Friday, November 22, 2013

Manchester - time to stop bitching. Time to embrace REAL collaboration.

At our SmartCity event last week there were loads of great ideas to lift our city. Plenty of passion and a real burst of energy. This wasn’t just on the things you’d expect from a business network, but on subjects like food production, waste disposal, street lighting and money.
We also talked about London quite a lot. Manchester’s relationship with the capital is always a slightly thorny one. To be honest, I’m always happier not to. I’d rather talk about Manchester.
As the Tory magazine editor Fraser Nelson said in the Daily Telegraph last week – “Manchester does not behave like it wants to be Britain’s second city: it behaves like it wants to be the first.”
I like it that he says that and I like it because it’s at least partly true. But I actually wish it I wish it were really true.
Since June last year and my life changing visit to Silicon Valley in March, I have been determined to embrace the spirit of partnership and collaboration and help to join up the dots.
There is so much to co-operate on, so many opportunities in the city to do things for the betterment of the city. To simply focus on a narrow short term interest does no-one any favours. It just reinforces the image of the great cities of the North as parochial fiefdoms.
We have introduced businesses to new opportunities, opened the door to politicians of all colours and recommended companies to one another. It’s what we do and is all part of a wider mission to be a more grown-up city.
Yet I have been properly depressed at times to find myself on the other side of a fault line, drifting away from people I genuinely want to work with and share ideas with, but who have fallen back on supposed enmities and rivalries to the exclusion of, well, me.

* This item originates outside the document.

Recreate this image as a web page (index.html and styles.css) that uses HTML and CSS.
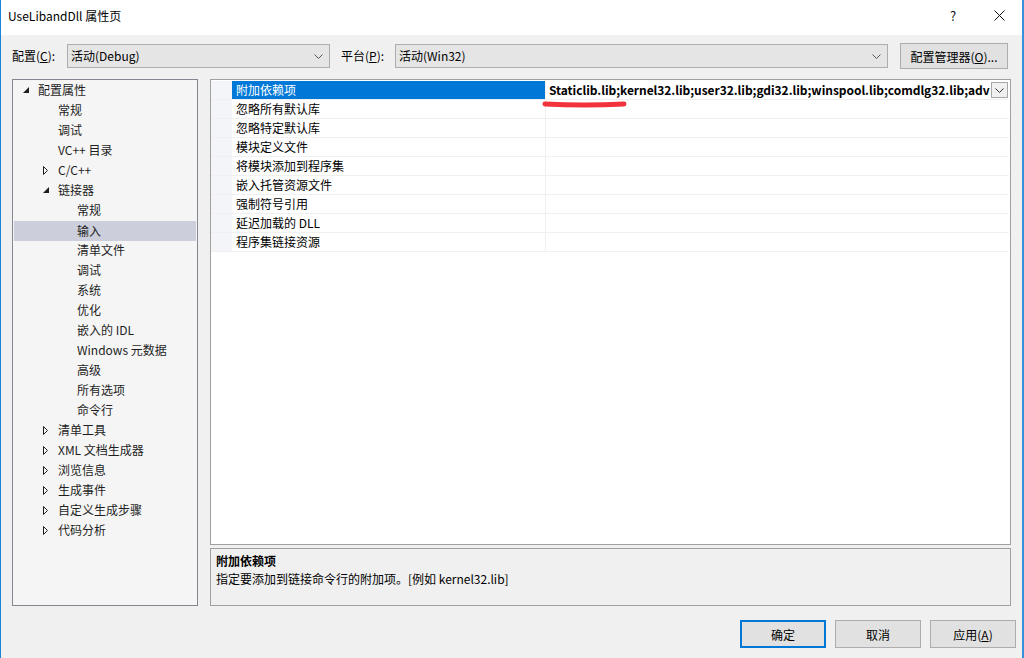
FILE: index.html
```html
<!DOCTYPE html>
<html lang="zh-CN">
<head>
<meta charset="utf-8">
<title>UseLibandDll 属性页</title>
<link rel="stylesheet" href="styles.css">
</head>
<body>
<div class="window">
  <div class="titlebar">
    <span class="title">UseLibandDll 属性页</span>
    <span class="help">?</span>
    <span class="close"><svg width="11" height="11" viewBox="0 0 11 11"><path d="M0.5 0.5 L10.5 10.5 M10.5 0.5 L0.5 10.5" stroke="#111" stroke-width="1" fill="none"/></svg></span>
  </div>

  <div class="config-row">
    <span class="lbl lbl-cfg">配置(<u>C</u>):</span>
    <div class="combo combo-cfg"><span>活动(Debug)</span><svg class="chev" width="9" height="5" viewBox="0 0 9 5"><path d="M0.5 0.5 L4.5 4.5 L8.5 0.5" stroke="#555" fill="none"/></svg></div>
    <span class="lbl lbl-plat">平台(<u>P</u>):</span>
    <div class="combo combo-plat"><span>活动(Win32)</span><svg class="chev" width="9" height="5" viewBox="0 0 9 5"><path d="M0.5 0.5 L4.5 4.5 L8.5 0.5" stroke="#555" fill="none"/></svg></div>
    <div class="btn btn-mgr">配置管理器(<u>O</u>)...</div>
  </div>

  <div class="main">
    <div class="tree">
      <div class="ti l0"><span class="arr"><svg width="6" height="6" viewBox="0 0 6 6"><path d="M6 0 L6 6 L0 6 Z" fill="#1e1e1e"/></svg></span>配置属性</div>
      <div class="ti l1"><span class="arr"></span>常规</div>
      <div class="ti l1"><span class="arr"></span>调试</div>
      <div class="ti l1"><span class="arr"></span>VC++ 目录</div>
      <div class="ti l1"><span class="arr"><svg width="5" height="9" viewBox="0 0 5 9"><path d="M0.5 0.5 L4.5 4.5 L0.5 8.5 Z" stroke="#1e1e1e" fill="none"/></svg></span>C/C++</div>
      <div class="ti l1"><span class="arr"><svg width="6" height="6" viewBox="0 0 6 6"><path d="M6 0 L6 6 L0 6 Z" fill="#1e1e1e"/></svg></span>链接器</div>
      <div class="ti l2"><span class="arr"></span>常规</div>
      <div class="ti l2 sel"><span class="arr"></span>输入</div>
      <div class="ti l2"><span class="arr"></span>清单文件</div>
      <div class="ti l2"><span class="arr"></span>调试</div>
      <div class="ti l2"><span class="arr"></span>系统</div>
      <div class="ti l2"><span class="arr"></span>优化</div>
      <div class="ti l2"><span class="arr"></span>嵌入的 IDL</div>
      <div class="ti l2"><span class="arr"></span>Windows 元数据</div>
      <div class="ti l2"><span class="arr"></span>高级</div>
      <div class="ti l2"><span class="arr"></span>所有选项</div>
      <div class="ti l2"><span class="arr"></span>命令行</div>
      <div class="ti l1"><span class="arr"><svg width="5" height="9" viewBox="0 0 5 9"><path d="M0.5 0.5 L4.5 4.5 L0.5 8.5 Z" stroke="#1e1e1e" fill="none"/></svg></span>清单工具</div>
      <div class="ti l1"><span class="arr"><svg width="5" height="9" viewBox="0 0 5 9"><path d="M0.5 0.5 L4.5 4.5 L0.5 8.5 Z" stroke="#1e1e1e" fill="none"/></svg></span>XML 文档生成器</div>
      <div class="ti l1"><span class="arr"><svg width="5" height="9" viewBox="0 0 5 9"><path d="M0.5 0.5 L4.5 4.5 L0.5 8.5 Z" stroke="#1e1e1e" fill="none"/></svg></span>浏览信息</div>
      <div class="ti l1"><span class="arr"><svg width="5" height="9" viewBox="0 0 5 9"><path d="M0.5 0.5 L4.5 4.5 L0.5 8.5 Z" stroke="#1e1e1e" fill="none"/></svg></span>生成事件</div>
      <div class="ti l1"><span class="arr"><svg width="5" height="9" viewBox="0 0 5 9"><path d="M0.5 0.5 L4.5 4.5 L0.5 8.5 Z" stroke="#1e1e1e" fill="none"/></svg></span>自定义生成步骤</div>
      <div class="ti l1"><span class="arr"><svg width="5" height="9" viewBox="0 0 5 9"><path d="M0.5 0.5 L4.5 4.5 L0.5 8.5 Z" stroke="#1e1e1e" fill="none"/></svg></span>代码分析</div>
    </div>

    <div class="right">
      <div class="grid-panel">
        <div class="grid">
          <div class="row selrow">
            <div class="gutter"></div>
            <div class="name">附加依赖项</div>
            <div class="value"><span class="vtext">Staticlib.lib;kernel32.lib;user32.lib;gdi32.lib;winspool.lib;comdlg32.lib;adv</span><span class="ddbtn"><svg width="9" height="5" viewBox="0 0 9 5"><path d="M0.5 0.5 L4.5 4.5 L8.5 0.5" stroke="#333" fill="none"/></svg></span></div>
          </div>
          <div class="row"><div class="gutter"></div><div class="name">忽略所有默认库</div><div class="value"></div></div>
          <div class="row"><div class="gutter"></div><div class="name">忽略特定默认库</div><div class="value"></div></div>
          <div class="row"><div class="gutter"></div><div class="name">模块定义文件</div><div class="value"></div></div>
          <div class="row"><div class="gutter"></div><div class="name">将模块添加到程序集</div><div class="value"></div></div>
          <div class="row"><div class="gutter"></div><div class="name">嵌入托管资源文件</div><div class="value"></div></div>
          <div class="row"><div class="gutter"></div><div class="name">强制符号引用</div><div class="value"></div></div>
          <div class="row"><div class="gutter"></div><div class="name">延迟加载的 DLL</div><div class="value"></div></div>
          <div class="row"><div class="gutter"></div><div class="name">程序集链接资源</div><div class="value"></div></div>
        </div>
        <svg class="redmark" width="86" height="9" viewBox="0 0 86 9"><path d="M3 5 C 25 6, 60 6, 82 5" stroke="#f2333c" stroke-width="5" stroke-linecap="round" fill="none"/></svg>
      </div>
      <div class="desc">
        <div class="desc-title">附加依赖项</div>
        <div class="desc-text">指定要添加到链接命令行的附加项。[例如 kernel32.lib]</div>
      </div>
    </div>
  </div>

  <div class="footer">
    <div class="btn fbtn default">确定</div>
    <div class="btn fbtn">取消</div>
    <div class="btn fbtn">应用(<u>A</u>)</div>
  </div>
</div>
</body>
</html>
```

FILE: styles.css
```css
* { box-sizing: border-box; }
html, body { margin: 0; padding: 0; }
body {
  font-family: "Noto Sans CJK SC", "Noto Sans", sans-serif;
  font-size: 12px;
  color: #000;
  background: #f0f0f0;
}
u { text-decoration: underline; text-underline-offset: 1px; }

.window {
  width: 1024px;
  height: 658px;
  background: #f0f0f0;
  border-left: 1px solid #1883d7;
  border-right: 2px solid #3a8fd9;
  display: flex;
  flex-direction: column;
  overflow: hidden;
}

.titlebar {
  height: 35px;
  background: #fff;
  display: flex;
  align-items: center;
  padding-left: 7px;
  padding-bottom: 4px;
  flex: none;
}
.title { flex: 1; line-height: 16px; }
.help { width: 46px; text-align: center; font-size: 13px; margin-left: 3px; color: #111; }
.close { width: 46px; display: flex; justify-content: center; }

.config-row {
  height: 44px;
  flex: none;
  display: flex;
  align-items: flex-start;
  padding-top: 9px;
  padding-left: 11px;
}
.lbl { line-height: 24px; }
.lbl-cfg { width: 55px; }
.lbl-plat { width: 54px; margin-left: 11px; }
.combo {
  height: 24px;
  background: #e5e5e5;
  border: 1px solid #adadad;
  display: flex;
  align-items: center;
  justify-content: space-between;
  padding: 0 6px 0 3px;
  line-height: 20px;
}
.combo-cfg { width: 263px; }
.combo-plat { width: 493px; }
.chev { flex: none; }
.btn {
  background: #e1e1e1;
  border: 1px solid #adadad;
  display: flex;
  align-items: center;
  justify-content: center;
}
.btn-mgr { width: 108px; height: 26px; margin-left: 12px; margin-top: -1px; }

.main {
  flex: none;
  display: flex;
  gap: 12px;
  padding-left: 11px;
}

.tree {
  width: 186px;
  height: 527px;
  background: #f5f5f5;
  border: 1px solid #828790;
  padding: 0 1px;
}
.ti {
  height: 20px;
  line-height: 20px;
  display: flex;
  align-items: center;
  color: #1e1e1e;
  white-space: nowrap;
}
.ti.l0 { padding-left: 9px; }
.ti.l1 { padding-left: 29px; }
.ti.l2 { padding-left: 48px; }
.ti.sel { background: #cccedb; margin-top: 1px; height: 20px; margin-bottom: -1px; }
.arr { width: 15px; flex: none; display: flex; align-items: center; }

.right {
  width: 801px;
  display: flex;
  flex-direction: column;
  gap: 3px;
}
.grid-panel {
  position: relative;
  height: 466px;
  background: #fff;
  border: 1px solid #a0a0a0;
  padding-top: 1px;
}
.grid {
  display: flex;
  flex-direction: column;
  width: 798px;
}
.row {
  display: flex;
  height: 19px;
  border-bottom: 1px solid #f0f0f0;
}
.gutter {
  width: 21px;
  flex: none;
  background: #f3f5f9;
}
.name {
  width: 314px;
  flex: none;
  padding-left: 4px;
  line-height: 18px;
  border-right: 1px solid #f0f0f0;
  white-space: nowrap;
}
.selrow .name { background: #0078d7; color: #fff; }
.value {
  flex: 1;
  min-width: 0;
  display: flex;
  align-items: center;
  padding-left: 3px;
  line-height: 18px;
}
.vtext {
  flex: 1;
  min-width: 0;
  overflow: hidden;
  white-space: nowrap;
  font-weight: bold;
  letter-spacing: -0.05px;
}
.ddbtn {
  width: 17px;
  height: 16px;
  flex: none;
  margin-right: 1px;
  border: 1px solid #a6a6a6;
  background: #f0f0f0;
  display: flex;
  align-items: center;
  justify-content: center;
}
.redmark {
  position: absolute;
  left: 331px;
  top: 19px;
}

.desc {
  height: 58px;
  border: 1px solid #a0a0a0;
  background: #f0f0f0;
  padding: 3px 5px;
  line-height: 18px;
}
.desc-title { font-weight: bold; }

.footer {
  flex: none;
  display: flex;
  justify-content: flex-end;
  gap: 9px;
  margin-top: 14px;
  padding-right: 6px;
}
.fbtn { width: 86px; height: 28px; }
.fbtn.default { border: 2px solid #0078d7; }
```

I genuinely thought I’d left that all behind in 1983 when I left school.
I’ve also been caught in the crossfire on some nasty personal battles that really should be beneath those involved.

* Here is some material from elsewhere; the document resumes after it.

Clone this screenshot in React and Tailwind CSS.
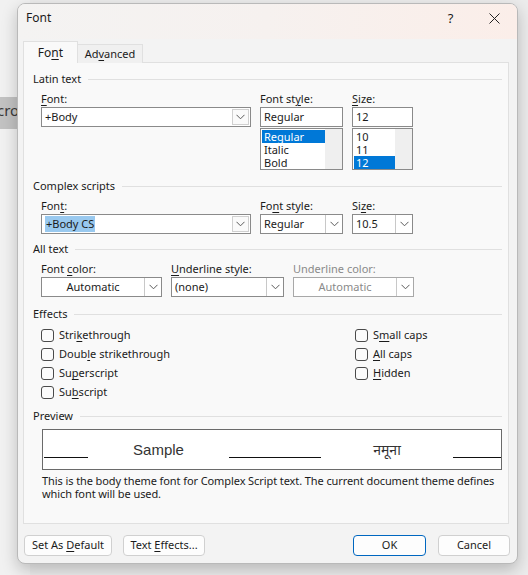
import { useState } from 'react'

const U = ({ children }) => <span className="underline underline-offset-[2px] decoration-[1px]">{children}</span>

function Chevron() {
    return (
        <svg width="9" height="6" viewBox="0 0 9 6" fill="none">
            <path d="M0.5 0.8 L4.5 4.8 L8.5 0.8" stroke="#5a5a5a" strokeWidth="1" />
        </svg>
    )
}

function Heading({ children }) {
    return (
        <div className="flex items-center h-[16px] pl-[9px] pr-[6px]">
            <span className="whitespace-nowrap">{children}</span>
            <div className="flex-1 h-px bg-[#e0e0e0] ml-[7px]" />
        </div>
    )
}

function Combo({ width, value, selected, center, disabled, inset }) {
    return (
        <div className={`flex h-[20px] border bg-white ${width} ${disabled ? 'text-[#8a8a8a] border-[#a8a8a8]' : 'border-[#8a8a8a]'}`}>
            <div className={`flex-1 flex items-center ${center ? 'justify-center' : 'pl-[3px]'}`}>
                {selected ? (
                    <span className="bg-[#99c9ef] leading-[16px] px-px">{value}</span>
                ) : (
                    <span>{value}</span>
                )}
            </div>
            <div className={`w-[17px] flex items-center justify-center ${inset ? 'm-px border border-[#d0d0d0] bg-[#fafafa]' : 'border-l border-[#c8c8c8]'}`}>
                <Chevron />
            </div>
        </div>
    )
}

function ListBox({ width, items, selected }) {
    return (
        <div className={`flex h-[42px] border border-[#8a8a8a] bg-white ${width}`}>
            <div className="flex-1 pt-px pl-px">
                {items.map(i => (
                    <div
                        key={i}
                        className={`h-[13px] leading-[13px] pl-[2px] ${i === selected ? 'bg-[#0078d7] text-white' : ''}`}
                    >
                        {i}
                    </div>
                ))}
            </div>
            <div className="w-[17px] bg-[#efefef]" />
        </div>
    )
}

function Check({ children }) {
    return (
        <div className="flex items-center h-[19px]">
            <div className="w-[13px] h-[13px] border border-[#4a4a4a] rounded-[3px] bg-[#fbfbfb]" />
            <span className="ml-[5px]">{children}</span>
        </div>
    )
}

function Line({ w }) {
    return <div className={`border-b border-[#111] ${w}`} />
}

export default function App() {
    const [tab, setTab] = useState('font')

    return (
        <div className="relative w-[528px] h-[575px] overflow-hidden bg-[#ececec] font-['Noto_Sans',sans-serif] text-[11px] text-[#1b1b1b]">
            {/* window behind the dialog */}
            <div className="absolute left-0 top-0 w-[30px] h-[575px] bg-[#f1f1f1]">
                <div className="mt-[97px] h-[32px] bg-[#c2c2c2] text-[#3a3a3a] text-[15px] leading-[26px] -ml-[3px]">cro</div>
            </div>

            <div className="absolute left-[17px] top-[3px] w-[501px] h-[561px] rounded-[8px] border border-[#b9b9b9] bg-[#f3f3f3] shadow-[0_6px_16px_rgba(0,0,0,0.22)] flex flex-col overflow-hidden">
                {/* title bar */}
                <div className="h-[35px] flex items-start pt-[6px] leading-[16px] bg-gradient-to-r from-[#f4f3f2] via-[#f6f1ef] to-[#fbeee9] shrink-0">
                    <span className="pl-[8px] text-[12px] flex-1">Font</span>
                    <div className="w-[45px] pl-[4px] text-center text-[13px]">?</div>
                    <div className="w-[46px] h-[16px] flex items-center justify-center">
                        <svg width="11" height="11" viewBox="0 0 11 11">
                            <path d="M0.5 0.5 L10.5 10.5 M10.5 0.5 L0.5 10.5" stroke="#222" strokeWidth="1" />
                        </svg>
                    </div>
                </div>

                <div className="pl-[5px] pr-[8px] pt-[3px] flex flex-col">
                    {/* tabs */}
                    <div className="flex items-end h-[21px] relative z-10">
                        <button
                            onClick={() => setTab('font')}
                            className={`w-[55px] ${tab === 'font' ? 'h-[22px] bg-[#f9f9f9]' : 'h-[19px] bg-[#f0f0f0]'} border border-[#e0e0e0] border-b-0 leading-[19px] text-[12px]`}
                        >
                            Fo<U>n</U>t
                        </button>
                        <button
                            onClick={() => setTab('advanced')}
                            className={`w-[65px] ${tab === 'advanced' ? 'h-[22px] bg-[#f9f9f9]' : 'h-[19px] bg-[#f0f0f0]'} border border-[#e0e0e0] border-b-0 border-l-0 leading-[18px] text-[11px]`}
                        >
                            Ad<U>v</U>anced
                        </button>
                    </div>

                    {/* panel */}
                    <div className="h-[462px] -mt-px border border-[#e0e0e0] bg-[#f9f9f9] pt-[8px]">
                        <Heading>Latin text</Heading>
                        <div className="flex gap-[9px] pl-[17px] mt-[4px]">
                            <div>
                                <div className="h-[16px] leading-[16px]"><U>F</U>ont:</div>
                                <Combo width="w-[210px]" value="+Body" inset />
                            </div>
                            <div>
                                <div className="h-[16px] leading-[16px]">Font st<U>y</U>le:</div>
                                <div className="flex flex-col">
                                    <div className="h-[20px] w-[83px] border border-[#8a8a8a] bg-white pl-[3px] flex items-center">Regular</div>
                                    <div className="mt-px"><ListBox width="w-[83px]" items={['Regular', 'Italic', 'Bold']} selected="Regular" /></div>
                                </div>
                            </div>
                            <div>
                                <div className="h-[16px] leading-[16px]"><U>S</U>ize:</div>
                                <div className="flex flex-col">
                                    <div className="h-[20px] w-[61px] border border-[#8a8a8a] bg-white pl-[3px] flex items-center">12</div>
                                    <div className="mt-px"><ListBox width="w-[61px]" items={['10', '11', '12']} selected="12" /></div>
                                </div>
                            </div>
                        </div>

                        <div className="mt-[8px]"><Heading>Complex scripts</Heading></div>
                        <div className="flex gap-[9px] pl-[17px] mt-[4px]">
                            <div>
                                <div className="h-[16px] leading-[16px]">Fon<U>t</U>:</div>
                                <Combo width="w-[210px]" value="+Body CS" selected inset />
                            </div>
                            <div>
                                <div className="h-[16px] leading-[16px]">Fo<U>n</U>t style:</div>
                                <Combo width="w-[83px]" value="Regular" />
                            </div>
                            <div>
                                <div className="h-[16px] leading-[16px]">Si<U>z</U>e:</div>
                                <Combo width="w-[61px]" value="10.5" />
                            </div>
                        </div>

                        <div className="mt-[7px]"><Heading>All text</Heading></div>
                        <div className="flex pl-[17px] mt-[4px]">
                            <div>
                                <div className="h-[16px] leading-[16px]">Font <U>c</U>olor:</div>
                                <Combo width="w-[121px]" value="Automatic" center />
                            </div>
                            <div className="ml-[9px]">
                                <div className="h-[16px] leading-[16px]"><U>U</U>nderline style:</div>
                                <Combo width="w-[113px]" value="(none)" />
                            </div>
                            <div className="ml-[9px]">
                                <div className="h-[16px] leading-[16px] text-[#8a8a8a]">Underline color:</div>
                                <Combo width="w-[121px]" value="Automatic" center disabled />
                            </div>
                        </div>

                        <div className="mt-[9px]"><Heading>Effects</Heading></div>
                        <div className="flex pl-[17px] mt-[4px]">
                            <div className="w-[314px]">
                                <Check>Stri<U>k</U>ethrough</Check>
                                <Check>Doub<U>l</U>e strikethrough</Check>
                                <Check>Su<U>p</U>erscript</Check>
                                <Check>Su<U>b</U>script</Check>
                            </div>
                            <div>
                                <Check>S<U>m</U>all caps</Check>
                                <Check><U>A</U>ll caps</Check>
                                <Check><U>H</U>idden</Check>
                            </div>
                        </div>

                        <div className="mt-[6px]"><Heading>Preview</Heading></div>
                        <div className="ml-[18px] mt-[5px] w-[460px] h-[41px] border border-[#6a6a6a] bg-white flex items-end pb-[11px] pl-[1px]">
                            <Line w="w-[44px]" />
                            <div className="w-[141px] text-center font-['Liberation_Sans',sans-serif] text-[15px] leading-[18px] text-[#333] -mb-[1px]">Sample</div>
                            <Line w="w-[44px]" />
                            <Line w="w-[48px]" />
                            <div className="w-[132px] text-center font-['Noto_Sans','Noto_Sans_Devanagari',sans-serif] text-[14px] leading-[20px] text-[#333] -mb-[2px]">नमूना</div>
                            <Line w="w-[48px]" />
                        </div>
                        <div className="ml-[18px] mt-[4px] leading-[13px] whitespace-nowrap tracking-[-0.09px]">
                            <div>This is the body theme font for Complex Script text. The current document theme defines</div>
                            <div>which font will be used.</div>
                        </div>
                    </div>

                    {/* buttons */}
                    <div className="flex mt-[11px] h-[21px] text-[11px] -mr-px">
                        <button className="w-[88px] h-[21px] border border-[#d0d0d0] rounded-[4px] bg-[#fdfdfd] ml-px">Set As <U>D</U>efault</button>
                        <button className="w-[82px] h-[21px] border border-[#d0d0d0] rounded-[4px] bg-[#fdfdfd] ml-[11px]">Text <U>E</U>ffects...</button>
                        <div className="flex-1" />
                        <button className="w-[73px] h-[21px] border border-[#0067c0] rounded-[4px] bg-[#fdfdfd]">OK</button>
                        <button className="w-[72px] h-[21px] border border-[#d0d0d0] rounded-[4px] bg-[#fdfdfd] ml-[12px]">Cancel</button>
                    </div>
                </div>
            </div>
        </div>
    )
}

We all have a duty to our businesses to succeed in a competitive environment. I get that. But what I don’t get is the nastiness. It’s just not necessary and it narrows your horizons.
So, here are the questions I’d like you to ponder.
Do the media do justice to the conversations that take place around the city – the initiatives that require backing, not just the ones they are media partners on?
Do the Universities really want to open their doors to the people of Manchester and share knowledge and expertise – and even to work with one another?
And is there a willingness amongst technology businesses of what they might require from an active financial and professional community, rather than just a slightly grumpy complaint they don’t understand the sector?
I’d like to think the answers to all of the above are “yes”. But I suspect, if we’re honest, they are “no”. I’d like to change all of that. Do you want to work with me?